Debbie Iszauk’s connection to Temple B’nai Israel goes back more than 65 years, when her parents joined the congregation in 1960. She’s readying for a final Shabbat at the Reform congregation, which has been a fixture in the White Oak/McKeesport communities since 1912.

Iszauk said she couldn’t recall why her family became members of B’nai Israel. The area still had two additional congregations at the time of their joining — Tree of Life Sfard and Gemilas Chesed.

“I don’t know why they made the choice,” she said. “I know my mother said it would be one of the two and not the third.”

Iszauk has fond memories of her semiweekly trips to B’nai Israel for Hebrew school, recounting spending 15 cents for the bus after elementary school before stopping for a 10 cent treat on her way to class every Tuesday and Thursday.

Friday night services, Sunday school, confirmation and youth group are among the connections she forged with the congregation before she left for college. When Iszauk returned to the region she joined another congregation with her family before finding her way back to B’nai Israel after her daughter was in college.

“We had a discussion that I really wanted to come back to temple,” she said. “Coming back was this warm, wonderful feeling, a different building but the same people.”

Iszauk served on the board and for the last five years worked in the synagogue’s offices. Now she’s readying for a final goodbye.

The congregation will celebrate its last Shabbat service on April 25 and spend the weekend recalling its historic legacy.

Temple B’nai Israel was formed in 1912, eventually finding a home on Shaw Avenue in McKeesport. And while it might be hard to imagine now, the Mon Valley town was once home to more than 6,500 Jewish residents, had four synagogues, numerous Jewish auxiliaries and a community religious school with its own board of education, according to Eric Lidji, director of the Rauh Jewish History Program & Archives at the Heinz History Center, who spoke to the Chronicle about the synagogue earlier this year.
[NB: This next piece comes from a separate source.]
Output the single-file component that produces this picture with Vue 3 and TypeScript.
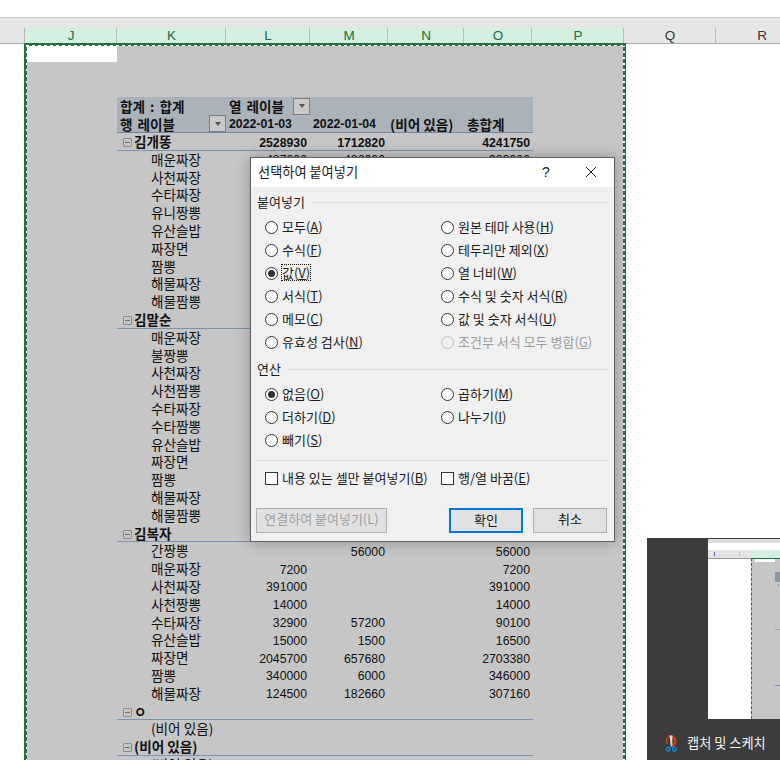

The congregation moved to White Oak in 2000, after buying the Tree of Life Sfad’s building. At that time, the congregation had 170 family units. It now has somewhere between 30 and 40, according to the congregation’s president, Lou Anstandig, who noted that most members no longer live in White Oak.
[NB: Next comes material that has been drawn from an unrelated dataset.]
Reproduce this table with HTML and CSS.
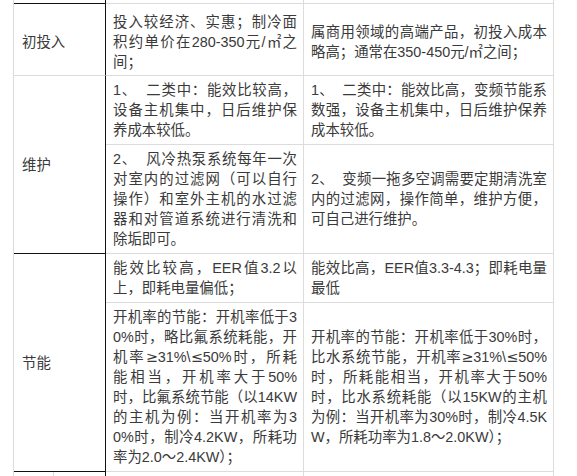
FILE: index.html
```html
<!DOCTYPE html>
<html lang="zh-CN">
<head>
<meta charset="utf-8">
<title>对比表</title>
<link rel="stylesheet" href="styles.css">
</head>
<body>
<table class="cmp">
  <colgroup>
    <col class="c1a"><col class="c1b"><col class="c2"><col class="c3">
  </colgroup>
  <tr class="r-cut">
    <td colspan="2" class="lbl"></td><td></td><td></td>
  </tr>
  <tr class="r-first">
    <td colspan="2" class="lbl">初投入</td>
    <td>投入较经济、实惠；制冷面积约单价在280-350元/㎡之间；</td>
    <td>属商用领域的高端产品，初投入成本略高；通常在350-450元/㎡之间；</td>
  </tr>
  <tr>
    <td colspan="2" rowspan="2" class="lbl lbl-end">维护</td>
    <td>1、&nbsp;&nbsp;二类中：能效比较高，设备主机集中，日后维护保养成本较低。</td>
    <td>1、&nbsp;&nbsp;二类中：能效比高，变频节能系数强，设备主机集中，日后维护保养成本较低。</td>
  </tr>
  <tr>
    <td>2、&nbsp;&nbsp;风冷热泵系统每年一次对室内的过滤网（可以自行操作）和室外主机的水过滤器和对管道系统进行清洗和除垢即可。</td>
    <td>2、&nbsp;&nbsp;变频一拖多空调需要定期清洗室内的过滤网，操作简单，维护方便，可自己进行维护。</td>
  </tr>
  <tr>
    <td colspan="2" rowspan="2" class="lbl lbl-end">节能</td>
    <td>能效比较高，EER值3.2以上，即耗电量偏低；</td>
    <td>能效比高，EER值3.3-4.3；即耗电量最低</td>
  </tr>
  <tr>
    <td>开机率的节能：开机率低于30%时，略比氟系统耗能，开机率<span class="sym">≥</span>31%\<span class="sym">≤</span>50%时，所耗能相当，开机率大于50%时，比氟系统节能（以14KW的主机为例：当开机率为30%时，制冷4.2KW，所耗功率为2.0～2.4KW）；</td>
    <td>开机率的节能：开机率低于30%时，比水系统节能，开机率<span class="sym">≥</span>31%\<span class="sym">≤</span>50%时，所耗能相当，开机率大于50%时，比水系统耗能（以15KW的主机为例：当开机率为30%时，制冷4.5KW，所耗功率为1.8～2.0KW）；</td>
  </tr>
  <tr class="r-next">
    <td></td><td class="lbl"></td><td></td><td></td>
  </tr>
</table>
</body>
</html>
```
FILE: styles.css
```css
html, body {
  margin: 0;
  padding: 0;
  background: #ffffff;
  overflow: hidden;
}

.cmp {
  margin-left: 13px;
  border-collapse: separate;
  border-spacing: 0;
  table-layout: fixed;
  width: 541px;
  border-left: 1px solid #dcdcdc;
  font-family: "Liberation Sans", "Noto Sans CJK SC", sans-serif;
  font-size: 14.4px;
  line-height: 20px;
  color: #3a3a3a;
}

.c1a { width: 40px; }
.c1b { width: 52px; }
.c2 { width: 198px; }
.c3 { width: 250px; }

.cmp td {
  border-right: 1px solid #dcdcdc;
  border-bottom: 1px solid #dcdcdc;
  padding: 4px 6px 4px 7px;
  vertical-align: middle;
  text-align: justify;
  word-break: break-all;
}

.sym {
  font-family: "DejaVu Sans", sans-serif;
}

.cmp td.lbl {
  border-right: 1px solid #111111;
  padding-left: 8px;
  text-align: left;
}

.cmp td.lbl-end {
  border-bottom: 1px solid #111111;
}

.r-cut td {
  height: 3px;
  padding: 0;
  line-height: 0;
}

.r-cut td.lbl {
  border-bottom: 1px solid #111111;
}

.r-first td {
  height: 60px;
  padding-top: 8px;
  padding-bottom: 3px;
}

.r-next td {
  height: 20px;
}
```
It is for this reason that the congregation has chosen to close its doors.

“On our executive committee, the youngest people are 80 years old,” he said. “We’re between 80 and 86 and there is no backup. There is no one else to take over the reins.”

Anstandig joined B’nai Israel n 1973 after marrying and moving to White Oak with his wife, who grew up in McKeesport about a block from the synagogue’s original building. He saw the writing on the wall a few years ago, he said, and moved the South Hills but maintained his involvement with the congregation.

When Anstandig thinks about the meaningful moments in his life that involved B’nai Israel, he recalls bar and bat mitzvahs and his wedding — which occurred at a synagogue in Monessen because B’nai Israel was being remodeled, but was officiated by rabbis from both congregations.

He also remembered when B’nai Israel moved to White Oak nearly a quarter century ago.

“It was a really big deal,” he said, “covered by all the TV networks in Pittsburgh and there were articles in all the newspapers. We were the last Jewish congregation in McKeesport.”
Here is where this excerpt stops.